Greenpeace campaigner Rampati Kumar (R) addresses the media during a press confrennce in New Delhi, 09 May 2006. Greenpeace expressed appreciation for the French Government's plan to find a solution to fully dismantle the French warship Clemenceau before 2008 and also drew attention to the imminent docking of highly toxic cruise liner SS France a.k.a SS Norway which is carrying 900 tonnes of asbestos. Photo courtesy of Manan Vatsyayana and AFP.
by Penny MacRae
New Delhi (AFP) May 10, 2006
A former passenger liner laden with asbestos is headed for India to be broken up for scrap, Greenpeace warned Tuesday, just months after it started an environmental row over the French warship Clemenceau.

Greenpeace said the ship could be even more toxic than the Clemenceau, which the French government recalled in February after plans to scrap it in India sparked controversy.

The 11-storey liner, originally launched in 1960 as the SS France, was once one of the most glamorous passenger ships on the seas.

It was expected to reach Indian territorial waters between May 20 and May 23 and would be dismantled in western India at the Alang shipbreaking yard, the world's largest, Greenpeace spokesman Ramapati Kumar told reporters.

"It's as big a danger to workers' health as the Clemenceau or more so," said Kumar.

The ship contained more than 900 tonnes of asbestos and other cancer-causing materials such as polychlorinated biphenyls (PCBs) and heavy metals, he said.

There was no immediate comment from the Indian environment ministry.

But Girish Luthra, chairman of Gujarat Enviro Protection and Infrastructure, a private firm which would be involved in any clean-up work, said breaking up the liner would bring 2,000 badly needed jobs to the yard.

"If any ship has asbestos or anything, that will be found only when it's broken and will be managed at a waste facility," he said.
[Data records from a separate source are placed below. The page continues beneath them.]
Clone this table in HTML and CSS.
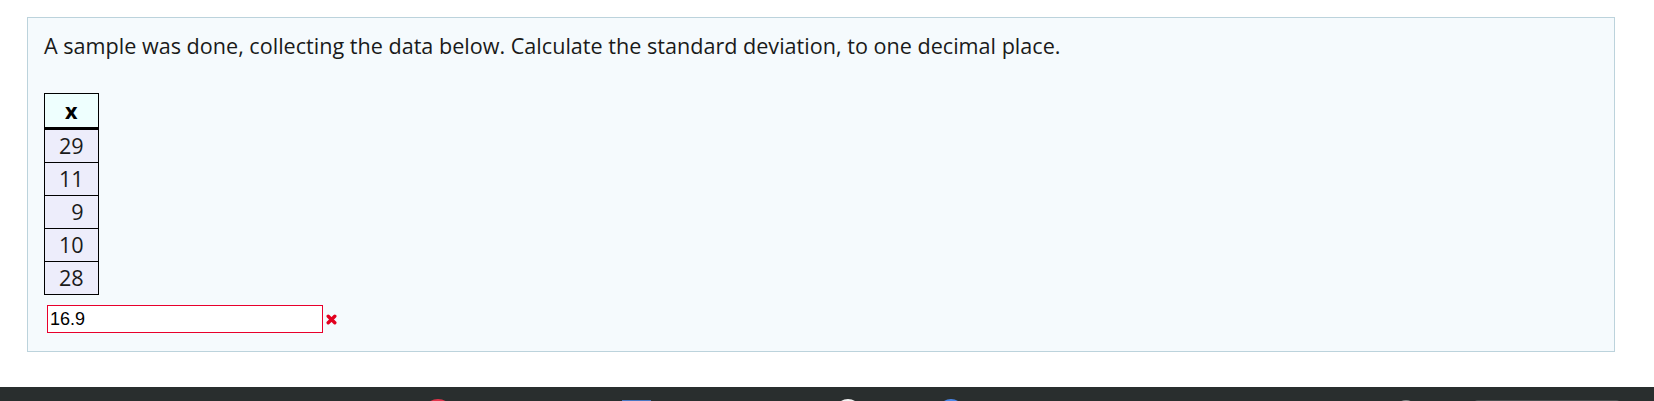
FILE: index.html
```html
<!DOCTYPE html>
<html>
<head>
<meta charset="utf-8">
<link rel="stylesheet" href="styles.css">
</head>
<body>
<div class="page">
  <div class="question">
    <p class="prompt">A sample was done, collecting the data below. Calculate the standard deviation, to one decimal place.</p>
    <table class="data">
      <thead><tr><th>x</th></tr></thead>
      <tbody>
        <tr><td>29</td></tr>
        <tr><td>11</td></tr>
        <tr><td>9</td></tr>
        <tr><td>10</td></tr>
        <tr><td>28</td></tr>
      </tbody>
    </table>
    <div class="answer">
      <input class="ans" type="text" value="16.9" readonly>
      <svg class="mark" width="11" height="11" viewBox="0 0 11 11"><path d="M2.2 2.2 L8.8 8.8 M8.8 2.2 L2.2 8.8" stroke="#e2001f" stroke-width="3.4" stroke-linecap="round"/></svg>
    </div>
  </div>
</div>
<div class="taskbar">
  <span class="tb-icon red"></span>
  <span class="tb-icon bluesq"></span>
  <span class="tb-icon white"></span>
  <span class="tb-icon blue"></span>
  <span class="tb-icon gray"></span>
  <span class="tb-icon graybar"></span>
</div>
</body>
</html>
```
FILE: styles.css
```css
html, body {
  margin: 0;
  padding: 0;
  background: #ffffff;
  overflow: hidden;
}
body {
  font-family: "Open Sans", "Noto Sans", sans-serif;
  color: #1a1a1a;
}
.page {
  padding: 17px 39px 35px 27px;
}
.question {
  background: #f5fafd;
  border: 1px solid #bcd3dc;
  padding: 14px 16px 17px 16px;
  box-sizing: border-box;
  height: 335px;
}
.prompt {
  margin: 0 0 33px 0;
  font-size: 21.6px;
  line-height: 28px;
}
.data {
  border-collapse: collapse;
  font-size: 21.6px;
  line-height: 28px;
}
.data th {
  background: #eefffe;
  border: 1px solid #000;
  border-bottom: 3px solid #000;
  font-weight: bold;
  padding: 3px 14px 2px 14px;
  text-align: center;
  color: #000;
}
.data td {
  background: #ededfb;
  border: 1px solid #000;
  padding: 2px 14px 2px 14px;
  text-align: right;
}
.answer {
  display: flex;
  align-items: center;
  gap: 3px;
  margin-top: 10px;
  padding-left: 3px;
}
.ans {
  width: 276px;
  height: 28px;
  box-sizing: border-box;
  border: 1px solid #e8002c;
  background: #fff;
  font-family: "Liberation Sans", Arial, sans-serif;
  font-size: 18px;
  padding: 0 2px;
  color: #000;
  outline: none;
  margin: 0;
}
.mark {
  display: block;
}
.taskbar {
  height: 14px;
  overflow: hidden;
  background: #292e2e;
  display: flex;
  align-items: flex-start;
  padding-top: 12px;
  box-sizing: border-box;
}
.tb-icon {
  display: block;
  flex: none;
}
.red {
  width: 30px; height: 30px; border-radius: 50%;
  background: #e3344a;
  margin-left: 423px;
}
.bluesq {
  width: 29px; height: 26px;
  background: #4a78c4;
  margin-left: 169px;
  margin-top: 1px;
}
.white {
  width: 26px; height: 26px; border-radius: 50%;
  background: #f2f2f2;
  margin-left: 184px;
}
.blue {
  width: 26px; height: 26px; border-radius: 50%;
  background: #4a86e8;
  margin-left: 77px;
}
.gray {
  width: 22px; height: 22px; border-radius: 50%;
  background: #8a8e8e;
  margin-left: 431px;
  margin-top: 1px;
}
.graybar {
  width: 146px; height: 20px;
  background: #4a4f4f;
  margin-left: 57px;
  margin-top: 1px;
  border-radius: 4px;
}
```
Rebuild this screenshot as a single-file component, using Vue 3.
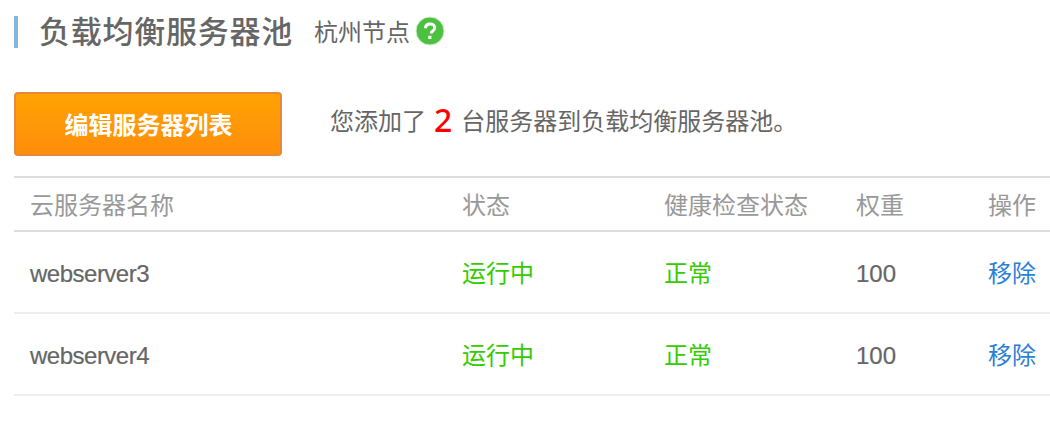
<script setup>
const columns = ['云服务器名称', '状态', '健康检查状态', '权重', '操作']
const servers = [
  { name: 'webserver3', status: '运行中', health: '正常', weight: 100 },
  { name: 'webserver4', status: '运行中', health: '正常', weight: 100 },
]
</script>

<template>
  <div class="page">
    <div class="title-row">
      <h1 class="title">负载均衡服务器池</h1>
      <span class="node">杭州节点</span>
      <svg class="help" viewBox="0 0 30 30" width="30" height="30" aria-hidden="true">
        <circle cx="15" cy="15" r="14" fill="#4cc13f" stroke="#d5ecd0" stroke-width="1" />
        <path d="M10.500 12.200c0-2.700 2-4.200 4.600-4.200 2.700 0 4.600 1.500 4.600 3.800 0 1.800-1 2.700-2.200 3.500-1 .7-1.300 1.100-1.300 2.200" fill="none" stroke="#fff" stroke-width="3" />
        <rect x="13.200" y="19.800" width="3.200" height="3.200" fill="#fff" />
      </svg>
    </div>

    <div class="action-row">
      <button class="edit-btn" type="button"><span class="btn-label">编辑服务器列表</span></button>
      <p class="summary">您添加了<b class="count">2</b>台服务器到负载均衡服务器池。</p>
    </div>

    <div class="table">
      <div class="row head">
        <div v-for="c in columns" :key="c" class="cell">{{ c }}</div>
      </div>
      <div v-for="s in servers" :key="s.name" class="row body">
        <div class="cell latin name">{{ s.name }}</div>
        <div class="cell cjk ok">{{ s.status }}</div>
        <div class="cell cjk ok">{{ s.health }}</div>
        <div class="cell latin strong">{{ s.weight }}</div>
        <div class="cell cjk"><a class="link">移除</a></div>
      </div>
    </div>
  </div>
</template>

<style>
html, body { margin: 0; background: #fff; }
</style>

<style scoped>
.page {
  width: 1050px;
  height: 434px;
  overflow: hidden;
  box-sizing: border-box;
  padding: 16px 0 0 14px;
  font-family: "Liberation Sans", "Noto Sans CJK SC", sans-serif;
  font-size: 24px;
  color: #666;
  background: #fff;
}
.title-row {
  display: flex;
  align-items: center;
  height: 32px;
  border-left: 4px solid #83b7e0;
  padding-left: 21px;
}
.title {
  margin: 0;
  padding-top: 2px;
  font-size: 31px;
  line-height: 32px;
  font-weight: 500;
  letter-spacing: 0.75px;
  color: #666;
}
.node {
  margin-left: 21px;
  padding-top: 2px;
  line-height: 32px;
}
.help {
  margin-left: 5px;
  margin-top: -2px;
}
.action-row {
  display: flex;
  align-items: center;
  margin-top: 44px;
}
.edit-btn {
  width: 268px;
  height: 64px;
  padding: 0 0 0 1px;
  box-sizing: border-box;
  border: 2px solid #e48a3c;
  border-radius: 4px;
  background: linear-gradient(#ffa204, #ff8e0b);
  color: #fff;
  font: 700 24px "Liberation Sans", "Noto Sans CJK SC", sans-serif;
}
.btn-label { display: block; padding-bottom: 2px; }
.summary {
  margin: 0 0 4px 48px;
  display: flex;
  align-items: center;
  line-height: 56px;
}
.count {
  margin: -6px 9px 0 8px;
  font: 500 32px "Noto Sans", sans-serif;
  color: #f00;
}
.table {
  margin-top: 20px;
  width: 1036px;
  border-top: 2px solid #ddd;
}
.row {
  display: grid;
  grid-template-columns: 432px 202px 192px 132px 1fr;
  padding-left: 16px;
  align-items: center;
}
.head {
  height: 52px;
  border-bottom: 2px solid #ddd;
  color: #999;
}
.head .cell { padding-bottom: 2px; }
.body {
  height: 80px;
  border-bottom: 2px solid #eee;
}
.latin { padding-top: 4px; }
.cjk { padding-bottom: 2px; }
.name { letter-spacing: -0.5px; -webkit-text-stroke: 0.2px #666; }
.strong { -webkit-text-stroke: 0.2px #666; }
.ok { color: #33cc00; }
.link { color: #2a7fd8; }
</style>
France ordered the Clemenceau home after India's Supreme Court barred it from entering its territorial waters over pollution fears. The French government said it contained 45 tonnes of asbestos while the company which helped in its initial decontamination said the figure was nearer 500 to 1,000 tonnes.

The SS France was renamed the SS Norway and later Blue Lady after being sold by its French owners in 1979.

It was turned away by Bangladesh in February on the grounds that it was too toxic to be dismantled there.

The fate of the 315-metre (1,035-foot) vessel, the last purpose-built ocean liner ever made, has been the topic of speculation since it suffered a 2003 boiler explosion in Miami that killed eight crew members.

The Greenpeace spokesman said the ship set out from Port Klang in Malaysia on May 6 under tow after being sold to Indian shipbreakers by Malaysian owners, Star Cruises.

Greenpeace estimated a sale price of 17 million dollars based on a 46,000 deadweight tonnage. Last February a Bangladeshi scrap merchant said he bought the vessel for 12 million dollars but had not made payment due to currencies problems.

Greenpeace says one in four workers in Alang could expect to contract cancer from workplace poisons. Many have died on the job from exploding gases and falling steel plates and other objects due to lax enforcement of safety rules, it said.